A psychic says: “This is the flesh of your father’s head. The flesh has turned into black dirt.” Sewn through the context of Viet and Nam, such a quip has pathos, particularly as what follows is a work of grief, remorse and chicanery. In an effort to match the sadness in their surroundings, the characters infuse Truong Minh Quy’s world with a variety of sentiments littered across the emotional spectrum. Knitted alongside the core comes a romance between the titular characters, a homosexual pair that caress themselves above a valley of anthracite.

It’s a tale of two miners who have deep, passionate sex underground (in the literal and in the dirty sense). One of them, Nam in this case, likens sexual climax to the father he has never known: “Every time I am about to cum, my eyes close tightly. I see a faceless man, wearing a soldier’s uniform.” Positioned in a place that desecrates the body as badly as the mind, the duo lean on one another for guidance. Nam’s mother says she is led by prophetic dreams, portraitures of a man lost in transit.Vietnamese veteran Ba (Viet Tung Le) posits an image of where the man vanished to, in a landscape thronged with people paying good money to locate corpses; bringing closure to their minds.

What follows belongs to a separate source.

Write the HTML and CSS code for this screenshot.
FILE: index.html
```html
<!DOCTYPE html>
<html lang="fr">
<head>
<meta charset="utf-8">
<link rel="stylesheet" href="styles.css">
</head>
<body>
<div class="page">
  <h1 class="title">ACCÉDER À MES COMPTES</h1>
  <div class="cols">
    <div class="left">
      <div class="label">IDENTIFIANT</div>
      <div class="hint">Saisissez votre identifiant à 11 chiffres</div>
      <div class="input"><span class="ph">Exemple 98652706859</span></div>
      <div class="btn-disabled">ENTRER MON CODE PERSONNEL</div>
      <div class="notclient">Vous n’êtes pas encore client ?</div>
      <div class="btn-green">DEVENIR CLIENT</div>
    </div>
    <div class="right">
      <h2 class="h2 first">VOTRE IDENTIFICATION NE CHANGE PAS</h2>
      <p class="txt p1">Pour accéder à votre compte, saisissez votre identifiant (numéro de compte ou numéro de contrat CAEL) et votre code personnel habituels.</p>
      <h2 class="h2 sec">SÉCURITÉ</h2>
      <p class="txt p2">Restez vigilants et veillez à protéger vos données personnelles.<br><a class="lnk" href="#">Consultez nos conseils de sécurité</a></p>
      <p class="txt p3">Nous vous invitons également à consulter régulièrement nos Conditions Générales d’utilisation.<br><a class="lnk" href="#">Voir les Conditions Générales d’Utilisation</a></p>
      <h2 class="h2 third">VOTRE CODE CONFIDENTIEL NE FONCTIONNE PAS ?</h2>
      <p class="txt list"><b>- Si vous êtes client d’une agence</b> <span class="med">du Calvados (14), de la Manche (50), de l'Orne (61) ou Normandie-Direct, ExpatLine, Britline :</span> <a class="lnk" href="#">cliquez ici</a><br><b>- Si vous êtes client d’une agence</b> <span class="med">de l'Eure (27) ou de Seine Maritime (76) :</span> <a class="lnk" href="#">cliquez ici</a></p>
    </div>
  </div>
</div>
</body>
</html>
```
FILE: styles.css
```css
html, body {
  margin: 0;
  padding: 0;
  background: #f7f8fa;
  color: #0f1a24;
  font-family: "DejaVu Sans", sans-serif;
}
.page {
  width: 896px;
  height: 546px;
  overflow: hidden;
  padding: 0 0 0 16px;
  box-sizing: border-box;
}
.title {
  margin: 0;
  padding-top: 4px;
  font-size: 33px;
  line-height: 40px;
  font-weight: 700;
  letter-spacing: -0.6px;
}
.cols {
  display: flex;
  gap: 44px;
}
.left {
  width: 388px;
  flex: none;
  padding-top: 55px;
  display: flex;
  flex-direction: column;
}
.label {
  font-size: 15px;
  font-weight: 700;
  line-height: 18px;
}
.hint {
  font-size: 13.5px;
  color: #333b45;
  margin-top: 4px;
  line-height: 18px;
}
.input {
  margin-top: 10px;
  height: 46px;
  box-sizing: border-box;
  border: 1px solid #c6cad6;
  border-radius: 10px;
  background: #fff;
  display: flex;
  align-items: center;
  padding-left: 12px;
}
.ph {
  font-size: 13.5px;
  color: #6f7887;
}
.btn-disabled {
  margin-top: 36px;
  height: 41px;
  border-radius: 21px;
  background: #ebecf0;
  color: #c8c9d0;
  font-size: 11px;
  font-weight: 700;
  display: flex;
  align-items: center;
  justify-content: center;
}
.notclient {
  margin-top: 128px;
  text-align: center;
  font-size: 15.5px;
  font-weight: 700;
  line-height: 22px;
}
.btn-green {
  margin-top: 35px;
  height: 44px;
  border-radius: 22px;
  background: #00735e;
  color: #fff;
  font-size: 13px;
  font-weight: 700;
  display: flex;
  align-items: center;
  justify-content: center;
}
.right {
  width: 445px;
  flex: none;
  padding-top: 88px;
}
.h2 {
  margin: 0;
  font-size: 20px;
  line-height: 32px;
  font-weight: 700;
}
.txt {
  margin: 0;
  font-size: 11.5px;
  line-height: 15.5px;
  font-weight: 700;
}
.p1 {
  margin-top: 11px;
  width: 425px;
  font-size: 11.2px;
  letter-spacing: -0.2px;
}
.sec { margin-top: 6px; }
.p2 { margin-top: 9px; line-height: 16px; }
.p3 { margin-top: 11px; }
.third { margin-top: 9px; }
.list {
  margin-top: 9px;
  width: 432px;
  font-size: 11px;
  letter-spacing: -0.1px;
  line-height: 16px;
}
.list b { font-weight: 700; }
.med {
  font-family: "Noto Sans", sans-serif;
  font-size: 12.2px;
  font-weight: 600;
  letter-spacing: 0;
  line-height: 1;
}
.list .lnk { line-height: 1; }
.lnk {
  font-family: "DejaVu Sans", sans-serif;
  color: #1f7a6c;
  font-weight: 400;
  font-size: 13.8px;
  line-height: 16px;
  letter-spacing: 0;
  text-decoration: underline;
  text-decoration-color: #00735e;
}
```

Vietnam was devastated by the War, and in this yearning, dreamlike project, director Truong Minh Quy shows a maze, the labyrinth that grows weirder the longer the film carries on. An example of slow cinema exeeuted with aplomb, Viet and Nam drives along at a pace of its own making, which makes the silent moments – such as the shot of Nam reflecting on his father’s death via meditative techniques – all the more deafening, devastating and direct.

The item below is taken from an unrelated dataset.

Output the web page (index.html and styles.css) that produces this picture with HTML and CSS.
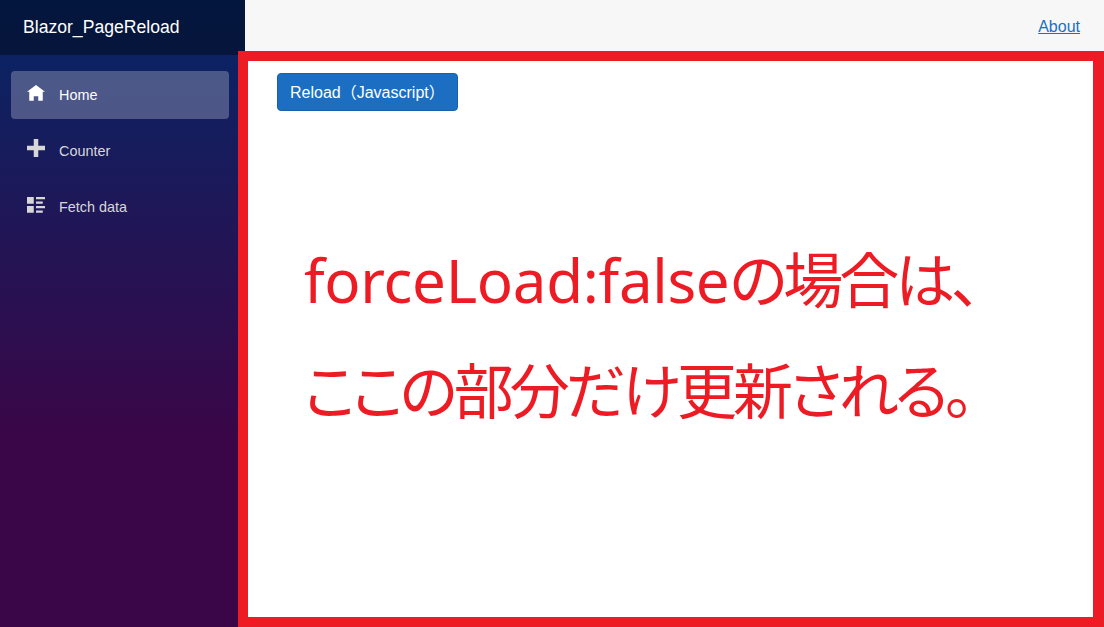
FILE: index.html
```html
<!DOCTYPE html>
<html lang="ja">
<head>
<meta charset="utf-8">
<title>Blazor_PageReload</title>
<link rel="stylesheet" href="styles.css">
</head>
<body>
<div class="page">
  <aside class="sidebar">
    <div class="brand-row"><a class="brand" href="#">Blazor_PageReload</a></div>
    <nav class="nav">
      <a class="nav-link active" href="#"><svg class="icon" viewBox="0 0 8 8"><path d="M4 0l-4 3h1v4h2v-2h2v2h2v-4.03l1 .03-4-3z"/></svg>Home</a>
      <a class="nav-link" href="#"><svg class="icon icon-plus" viewBox="0 0 8 8"><path d="M3 0v3h-3v2h3v3h2v-3h3v-2h-3v-3h-2z"/></svg>Counter</a>
      <a class="nav-link" href="#"><svg class="icon" viewBox="0 0 8 8"><path d="M0 0v3h3v-3h-3zm4 0v1h4v-1h-4zm0 2v1h3v-1h-3zm-4 2v3h3v-3h-3zm4 0v1h4v-1h-4zm0 2v1h3v-1h-3z"/></svg>Fetch data</a>
    </nav>
  </aside>
  <main class="main">
    <div class="top-row"><a class="about" href="#">About</a></div>
    <div class="content"><button class="btn" type="button">Reload（Javascript）</button></div>
  </main>
</div>
<div class="callout">
  <p class="callout-text">forceLoad:false<span class="jp">の場合は、</span><br><span class="jp">ここの部分だけ更新される。</span></p>
</div>
</body>
</html>
```
FILE: styles.css
```css
html, body {
  margin: 0;
  height: 100%;
  overflow: hidden;
  font-family: "Liberation Sans", "Noto Sans CJK JP", sans-serif;
}
.page {
  display: flex;
  height: 627px;
}
.sidebar {
  width: 245px;
  flex: none;
  background-image: linear-gradient(180deg, rgb(5, 39, 103) 0%, #3a0647 70%);
}
.brand-row {
  height: 55px;
  display: flex;
  align-items: center;
  padding-left: 23px;
  background: rgba(0, 0, 0, 0.4);
}
.brand {
  color: #fff;
  font-size: 17.6px;
  text-decoration: none;
}
.nav {
  display: flex;
  flex-direction: column;
  gap: 8px;
  padding: 16px 16px 0 11px;
}
.nav-link {
  display: flex;
  align-items: center;
  height: 48px;
  padding-left: 16px;
  border-radius: 4px;
  color: #d7d7d7;
  font-size: 14.4px;
  text-decoration: none;
}
.nav-link.active {
  background: rgba(255, 255, 255, 0.25);
  color: #fff;
}
.icon {
  width: 18px;
  height: 18px;
  margin-right: 14px;
  margin-top: -2px;
  fill: currentColor;
}
.icon-plus {
  margin-top: -6px;
}
.main {
  flex: 1;
  min-width: 0;
}
.top-row {
  height: 55px;
  display: flex;
  align-items: center;
  justify-content: flex-end;
  padding-right: 24px;
  background: #f7f7f7;
}
.about {
  color: #1b6ec2;
  font-size: 16px;
  margin-top: -1px;
}
.content {
  padding: 18px 32px 0;
}
.btn {
  height: 38px;
  width: 181px;
  padding: 0 12px 2px;
  text-align: left;
  white-space: nowrap;
  border: 1px solid #1861ac;
  border-radius: 4px;
  background: #1b6ec2;
  color: #fff;
  font: 16px "Liberation Sans", "Noto Sans CJK JP", sans-serif;
}
.callout {
  position: absolute;
  left: 238px;
  top: 51px;
  right: 0;
  bottom: 0;
  box-sizing: border-box;
  border: solid #ed1c24;
  border-width: 10px 11px 10px 10px;
  display: flex;
  padding: 164px 0 0 56px;
  pointer-events: none;
}
.callout-text {
  margin: 0;
  color: #ed1c24;
  font: 60px/111px "Noto Sans", "Noto Sans CJK JP", sans-serif;
  letter-spacing: -0.3px;
  white-space: nowrap;
}
.jp {
  font-feature-settings: "palt";
  letter-spacing: -4px;
}
```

Nam and Viet are in love: hopelessly devoted to one another. Nam searches for closure, to gain a better understanding of the parent he lost, while Viet yearns for a better grasp on his relationship. This is a country of secrets: details that lie below the surface, festering and growing as it does so. Coal is a motif in the movie: floating just below the surface, it enters the digestive system, polluting bodies as a result. As is customary for this particular cinematic subject, most of the movie occurs on location, pivoting from the still sea to vast greenery overshadowing the humans underneath.

There is a psychic who claims she can communicate with spirits; a brag met with scepticism in certain corners. Women weep for the deaths with power and gusto; men recall their fallen comrades more stoically. Between these setpieces, audiences witness a pulsating sex scene, exhibiting every aspect of the male form. Schematically, the coitus not pornographic; more like a gay equivalent to the chamber romance between husband and wife in Don’t Look Now (Nicolas Roeg,1973). Nam needs Viet, like a fish strives for water. Charcoal sits beside the couple, yet their copulation continues.

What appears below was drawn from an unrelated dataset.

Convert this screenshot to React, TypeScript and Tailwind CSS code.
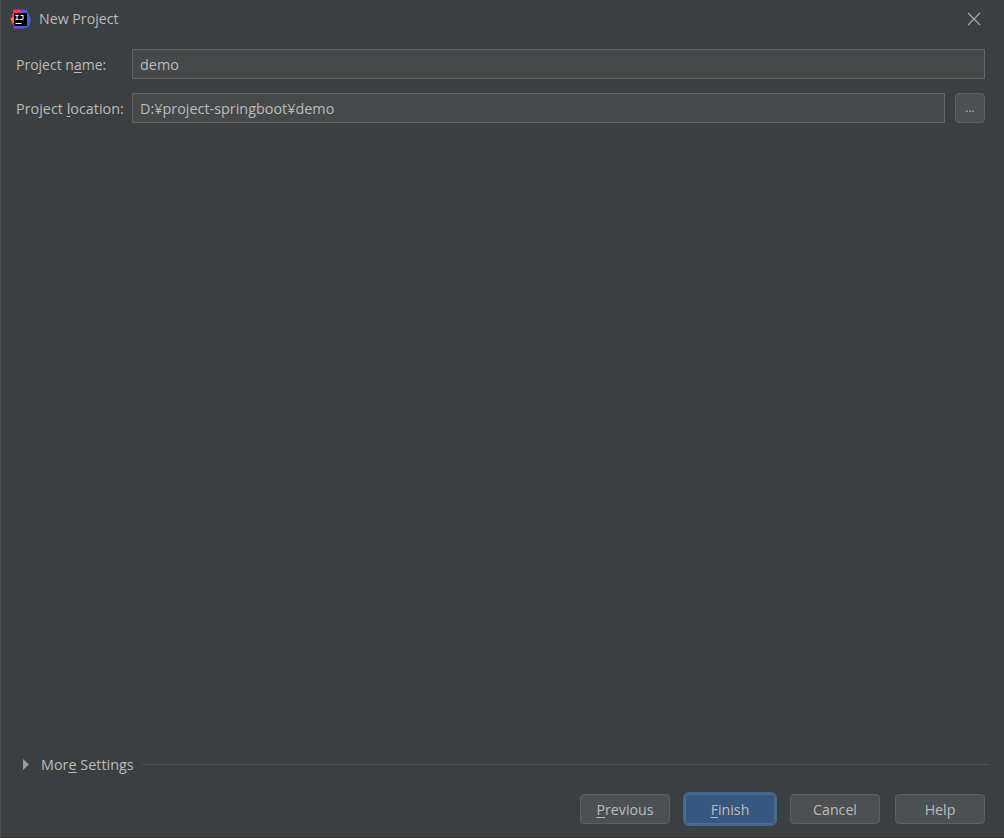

Driven by emotion and intellect rather than character or narrative development, Viet and Nam proffers some moments of genuine reflection. The men sit with an elderly couple who gently ask when they will marry. Chuckling thoughtfully, neither knows how to respond, before the query is rephrased to incorporate women. Outside their cave mixed with carbon and filth, Quy’s heroes struggle to adjust to societal norms. In this world, gay men pose as brothers: one of the few acceptable excuses to share a birthday cake in a public restaurant together.

Traditionally, LGBT+ cinema lacks the joie-de-vivre of heteronormative pictures (often dogged by characters with a lone, tragic fate), and while Quy doesn’t shy away from the darkness, Viet and Nam is infused with positivity and possibility. In this eerie environment of clairvoyants, past masters and widows comes a couple brave enough to lie on the dirt to reach the stars.

Viet and Nam is showing in the Un Certain Regard section of the 77th Cannes International Film Festival.